Creamy Sweet Potato and Pecan Soup

Serves 6.

Note: The longer you sauté the onions, the better; if I have time, I just turn the burner to low and let them caramelize for an hour. The cayenne provides a tiny bit of sparkle in the dish, cutting the richness with a tingle of heat. For less heat, try it with just a pinch and see how you like it. From Robin Asbell.

• 2 tbsp. extra-virgin olive oil, divided

• 2 medium yellow onions, chopped

• 2 medium sweet potatoes, about 6 c., 1/2 in.-cubes

• 1/2 c. pecan pieces plus 1/2 c. pecan halves, divided

• 1 tsp. dried thyme

• 1 1/2 tsp. salt

• 1 c. nondairy creamer or half-and-half

• 1/2 tsp. cayenne pepper

• 2 tbsp. fresh sage, slivered


Place a large pot over medium-high heat and drizzle in 1 tablespoon olive oil. Add the onions and stir until they start to sizzle, then reduce the heat to medium-low. Cook for at least 5 minutes, until soft and golden.
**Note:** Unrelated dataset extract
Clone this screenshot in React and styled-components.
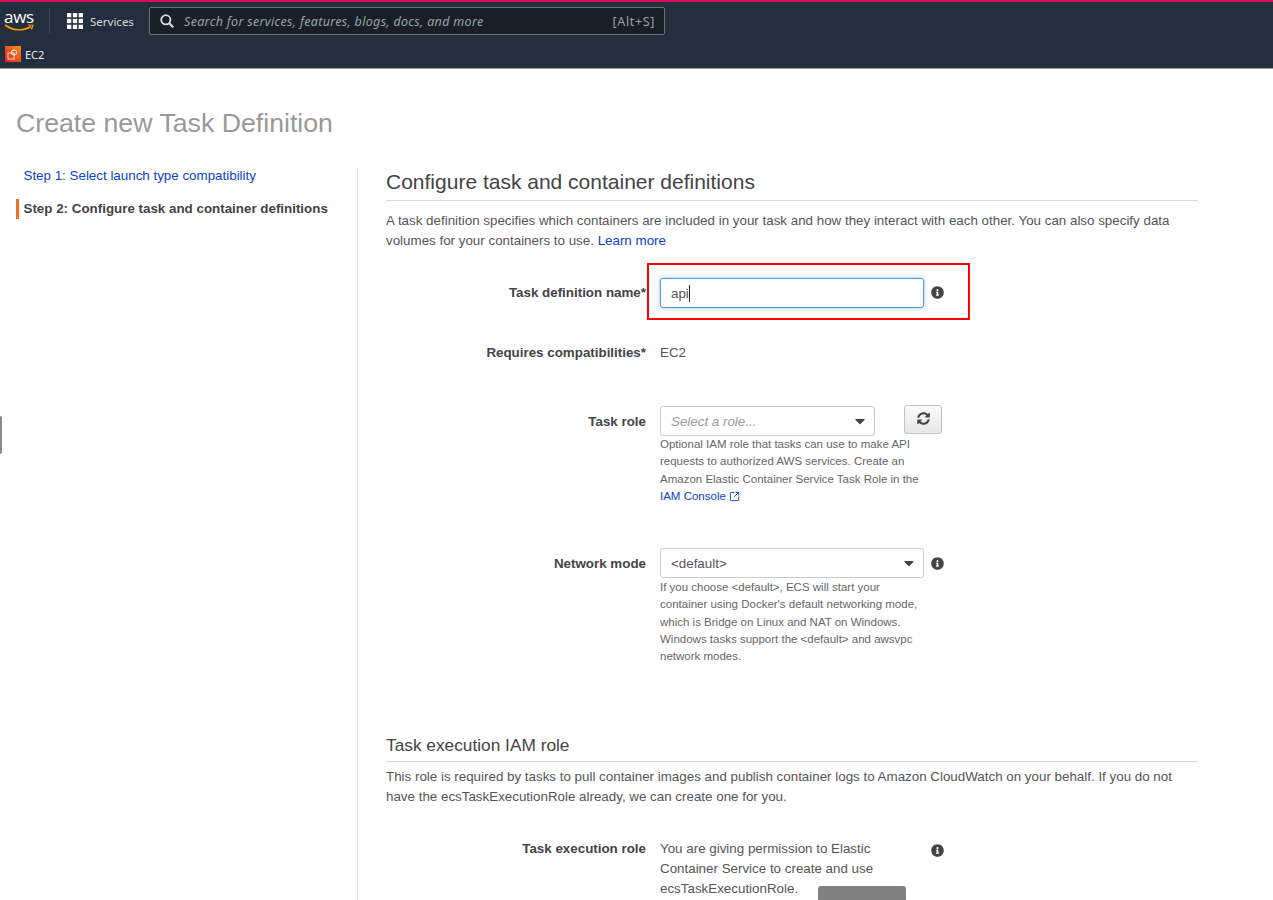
import React from "react";
import styled, { createGlobalStyle } from "styled-components";
import { FaInfoCircle, FaSyncAlt, FaCaretDown } from "react-icons/fa";
import { SquareArrowOutUpRight } from "lucide-react";

const Global = createGlobalStyle`
    html, body {
        margin: 0;
        padding: 0;
        background: #fff;
        font-family: "Liberation Sans", Arial, sans-serif;
        font-size: 13.36px;
        color: #444;
    }
`;

const Root = styled.div`
    position: relative;
    width: 1273px;
    height: 900px;
    overflow: hidden;
`;

const Header = styled.header`
    height: 66px;
    background: #232f3e;
    border-top: 2px solid #d40d57;
    border-bottom: 1px solid #9aa0a6;
    font-family: "Noto Sans", sans-serif;
`;

const TopRow = styled.div`
    display: flex;
    align-items: center;
    height: 38px;
`;

const LogoBox = styled.div`
    position: relative;
    width: 50px;
    height: 26px;
    padding-left: 4px;
    box-sizing: border-box;
    border-right: 1px solid #414b58;
    color: #fff;
    font-family: "Open Sans", sans-serif;
    font-size: 17px;
    line-height: 17px;
    letter-spacing: -0.3px;
`;

const Smile = styled.svg`
    position: absolute;
    left: 4px;
    top: 15px;
`;

const ServicesLink = styled.div`
    display: flex;
    align-items: center;
    gap: 7px;
    margin-left: 17px;
    width: 82px;
    color: #d5dbdb;
    font-size: 11.5px;
`;

const SearchBar = styled.div`
    display: flex;
    align-items: center;
    width: 516px;
    height: 28px;
    box-sizing: border-box;
    padding: 0 9px 0 10px;
    background: #1a1e27;
    border: 1px solid #687078;
    border-radius: 2px;
    color: #95a5a6;
    font-size: 12.5px;
    letter-spacing: 0.32px;
`;

const Placeholder = styled.span`
    flex: 1;
    margin-left: 10px;
    font-style: italic;
`;

const Shortcut = styled.span`
    letter-spacing: 0.65px;
`;

const SubRow = styled.div`
    display: flex;
    align-items: center;
    gap: 4px;
    height: 28px;
    padding-left: 5px;
    color: #eaeded;
    font-size: 11px;
`;

const Title = styled.h1`
    margin: 38px 0 0 16px;
    height: 32px;
    font-size: 26.7px;
    line-height: 32px;
    font-weight: 400;
    color: #999;
`;

const Body = styled.div`
    display: flex;
    margin-top: 29px;
`;

const Sidebar = styled.nav`
    box-sizing: border-box;
    width: 358px;
    height: 740px;
    border-right: 1px solid #e1e4e5;
`;

const Step = styled.div`
    box-sizing: border-box;
    position: relative;
    top: -2px;
    margin: 0 0 13px 16px;
    height: 20px;
    padding-left: ${(p) => (p.$active ? "4.5px" : "7.5px")};
    border-left: ${(p) => (p.$active ? "3px solid #f26f21" : "0")};
    line-height: 20px;
    font-size: 13.36px;
    font-weight: ${(p) => (p.$active ? 700 : 400)};
    color: ${(p) => (p.$active ? "#444" : "#0a3fd0")};
`;

const Main = styled.main`
    width: 812px;
    margin-left: 28px;
`;

const SectionTitle = styled.h2`
    margin: ${(p) => p.$margin || 0};
    padding-bottom: ${(p) => p.$pad};
    font-weight: 400;
    color: #444;
    font-size: ${(p) => p.$size};
    line-height: ${(p) => p.$line};
    border-bottom: 1px solid #d5d8d9;
`;

const Paragraph = styled.p`
    margin: ${(p) => p.$margin};
    font-size: 13.36px;
    line-height: 20px;
    color: #555;
`;

const Link = styled.a`
    color: #0a3fd0;
`;

const FormRow = styled.div`
    display: grid;
    grid-template-columns: 260px 1fr;
    column-gap: 14px;
    margin-top: ${(p) => p.$top};
`;

const Label = styled.div`
    padding-top: ${(p) => p.$shift || 0};
    text-align: right;
    font-weight: 700;
    color: #444;
    font-size: 13.36px;
    line-height: ${(p) => p.$line || "30px"};
`;

const Field = styled.div`
    display: flex;
    align-items: center;
`;

const TextInput = styled.div`
    box-sizing: border-box;
    display: flex;
    align-items: center;
    width: 264px;
    height: 30px;
    padding-left: 10px;
    background: #fff;
    border: 1px solid #5b9ad9;
    border-radius: 3px;
    box-shadow: 0 0 4px rgba(82, 153, 230, 0.6);
    color: #555;
`;

const Caret = styled.span`
    width: 1px;
    height: 17px;
    background: #222;
`;

const RedBox = styled.div`
    position: absolute;
    left: -13px;
    top: -15px;
    width: 323px;
    height: 57px;
    box-sizing: border-box;
    border: 2px solid #f00;
    pointer-events: none;
`;

const InputWrap = styled.div`
    position: relative;
    display: flex;
    align-items: center;
`;

const InfoIcon = styled(FaInfoCircle)`
    margin-left: ${(p) => p.$left || "7px"};
    margin-bottom: ${(p) => p.$raise || 0};
    width: 13px;
    height: 13px;
    color: #444;
`;

const StaticValue = styled.div`
    line-height: 30px;
    color: #555;
`;

const SelectBox = styled.div`
    box-sizing: border-box;
    display: flex;
    align-items: center;
    justify-content: space-between;
    width: ${(p) => p.$width};
    height: 30px;
    padding: 0 6px 0 10px;
    background: #fff;
    border: 1px solid #ccc;
    border-radius: 3px;
    color: ${(p) => (p.$empty ? "#999" : "#555")};
    font-style: ${(p) => (p.$empty ? "italic" : "normal")};
`;

const Refresh = styled.button`
    display: flex;
    align-items: center;
    justify-content: center;
    width: 38px;
    height: 29px;
    margin: -3px 0 0 29px;
    padding: 0 0 2px;
    background: linear-gradient(#fafafa, #e6e6e6);
    border: 1px solid #c4c4c4;
    border-radius: 3px;
    color: #444;
`;

const Help = styled.div`
    width: 264px;
    margin-top: ${(p) => p.$top};
    font-size: 11.5px;
    line-height: 17.3px;
    color: #666;
`;

const HelpLink = styled.a`
    display: inline-flex;
    align-items: center;
    gap: 3px;
    color: #0a3fd0;
`;

const RoleText = styled.div`
    width: 256px;
    font-size: 13.36px;
    line-height: 20px;
    color: #555;
`;

const RoleRow = styled.div`
    display: flex;
    align-items: flex-start;
`;

const RoleInfo = styled.span`
    display: flex;
    height: 24px;
    align-items: center;
    margin-left: 15px;
`;

const SideHandle = styled.div`
    position: absolute;
    left: 0;
    top: 416px;
    width: 2px;
    height: 38px;
    background: #8a8a8a;
    border-radius: 0 2px 2px 0;
`;

const FloatButton = styled.div`
    position: absolute;
    left: 818px;
    top: 886px;
    width: 88px;
    height: 30px;
    background: #808080;
    border-radius: 3px;
`;

function GridIcon() {
    const cells = [];
    for (let y = 0; y < 3; y++) {
        for (let x = 0; x < 3; x++) {
            cells.push(<rect key={x + "-" + y} x={x * 6} y={y * 6} width="4.4" height="4.4" fill="#fff" />);
        }
    }
    return <svg width="16" height="16" viewBox="0 0 16.4 16.4">{cells}</svg>;
}

function SearchIcon() {
    return (
        <svg width="14" height="14" viewBox="0 0 14 14" fill="none" stroke="#d5dbdb" strokeWidth="1.8">
            <circle cx="5.8" cy="5.8" r="4.6" />
            <path d="M9.2 9.2 L13.2 13.2" strokeWidth="2.2" />
        </svg>
    );
}

function Ec2Icon() {
    return (
        <svg width="16" height="16" viewBox="0 0 16 16">
            <defs>
                <linearGradient id="ec2" x1="0" y1="1" x2="1" y2="0">
                    <stop offset="0" stopColor="#e0201a" />
                    <stop offset="1" stopColor="#f78e1e" />
                </linearGradient>
            </defs>
            <rect width="16" height="16" fill="url(#ec2)" />
            <rect x="3" y="7" width="6" height="6" fill="none" stroke="#fff" strokeWidth="1" opacity="0.8" />
            <circle cx="9" cy="6.5" r="2.6" fill="none" stroke="#fff" strokeWidth="1" />
        </svg>
    );
}

export default function App() {
    return (
        <Root>
            <Global />
            <Header>
                <TopRow>
                    <LogoBox>
                        aws
                        <Smile width="32" height="10" viewBox="0 0 32 10" fill="none">
                            <path d="M1 2 C9 8 20 8 27 3.5" stroke="#f90" strokeWidth="1.6" />
                            <path d="M24 2 L29 2.2 L27.4 6.5" stroke="#f90" strokeWidth="1.2" />
                        </Smile>
                    </LogoBox>
                    <ServicesLink>
                        <GridIcon />
                        Services
                    </ServicesLink>
                    <SearchBar>
                        <SearchIcon />
                        <Placeholder>Search for services, features, blogs, docs, and more</Placeholder>
                        <Shortcut>[Alt+S]</Shortcut>
                    </SearchBar>
                </TopRow>
                <SubRow>
                    <Ec2Icon />
                    EC2
                </SubRow>
            </Header>

            <Title>Create new Task Definition</Title>

            <Body>
                <Sidebar>
                    <Step>Step 1: Select launch type compatibility</Step>
                    <Step $active>Step 2: Configure task and container definitions</Step>
                </Sidebar>
                <Main>
                    <SectionTitle $size="21px" $line="28px" $pad="4px">Configure task and container definitions</SectionTitle>
                    <Paragraph $margin="10px 0 0">
                        A task definition specifies which containers are included in your task and how they interact with each other. You can also specify data volumes for your containers to use. <Link>Learn more</Link>
                    </Paragraph>

                    <FormRow $top="27px">
                        <Label>Task definition name*</Label>
                        <Field>
                            <InputWrap>
                                <TextInput>api<Caret /></TextInput>
                                <RedBox />
                            </InputWrap>
                            <InfoIcon $raise="2px" />
                        </Field>
                    </FormRow>

                    <FormRow $top="30px">
                        <Label>Requires compatibilities*</Label>
                        <StaticValue>EC2</StaticValue>
                    </FormRow>

                    <FormRow $top="38px">
                        <Label $shift="1px">Task role</Label>
                        <div>
                            <Field>
                                <SelectBox $width="215px" $empty>
                                    Select a role...
                                    <FaCaretDown size={16} color="#444" />
                                </SelectBox>
                                <Refresh><FaSyncAlt size={13} /></Refresh>
                            </Field>
                            <Help $top="0">
                                Optional IAM role that tasks can use to make API requests to authorized AWS services. Create an Amazon Elastic Container Service Task Role in the <HelpLink>IAM Console <SquareArrowOutUpRight size={11} /></HelpLink>
                            </Help>
                        </div>
                    </FormRow>

                    <FormRow $top="43px">
                        <Label $shift="1px">Network mode</Label>
                        <div>
                            <Field>
                                <SelectBox $width="264px">
                                    &lt;default&gt;
                                    <FaCaretDown size={16} color="#444" />
                                </SelectBox>
                                <InfoIcon />
                            </Field>
                            <Help $top="1px">
                                If you choose &lt;default&gt;, ECS will start your container using Docker's default networking mode, which is Bridge on Linux and NAT on Windows. Windows tasks support the &lt;default&gt; and awsvpc network modes.
                            </Help>
                        </div>
                    </FormRow>

                    <SectionTitle as="h3" $margin="71px 0 0" $size="17.3px" $line="16px" $pad="8px">Task execution IAM role</SectionTitle>
                    <Paragraph $margin="5px 0 0">
                        This role is required by tasks to pull container images and publish container logs to Amazon CloudWatch on your behalf. If you do not have the ecsTaskExecutionRole already, we can create one for you.
                    </Paragraph>

                    <FormRow $top="32px">
                        <Label $line="20px">Task execution role</Label>
                        <RoleRow>
                            <RoleText>You are giving permission to Elastic Container Service to create and use ecsTaskExecutionRole.</RoleText>
                            <RoleInfo><InfoIcon $left="0" /></RoleInfo>
                        </RoleRow>
                    </FormRow>
                </Main>
            </Body>

            <SideHandle />
            <FloatButton />
        </Root>
    );
}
Add the sweet potatoes, pecan pieces (not halves) and thyme and stir, cook for about 5 minutes longer. Add 2 cups water and salt, and increase the heat to bring to a boil. Cover the pot and reduce the heat to simmer, and cook for 10 minutes.

The sweet potatoes should be very tender when pierced with a knife. Transfer the mixture to a blender, being careful with the hot liquid. Secure the lid and hold it down with a folded towel, and blend the soup until smooth. Add the creamer or half-and-half and cayenne, then blend again until smooth. Transfer to the pot and reheat as needed.

For the garnish, place a small sauté pan over medium heat. Drizzle in the remaining 1 tablespoon olive oil and add the pecan halves. Stir and toast the pecans for about 2 minutes, then add the sage leaves. Stir and cook until the sage is dark green and fragrant and the pecans are lightly toasted, about 30 seconds more. Transfer to a bowl.

Serve soup in individual bowls, topped with a heaping tablespoon of pecans and sage.

Nutrition information per serving:

Calories 335 Fat 20 g Sodium 670 mg

Carbohydrates 38 g Saturated fat 2 g Added sugars 2 g

Protein 4 g Cholesterol 0 mg Dietary fiber 6 g

Exchanges per serving: 1 starch, 1 ½ carb, 4 fat.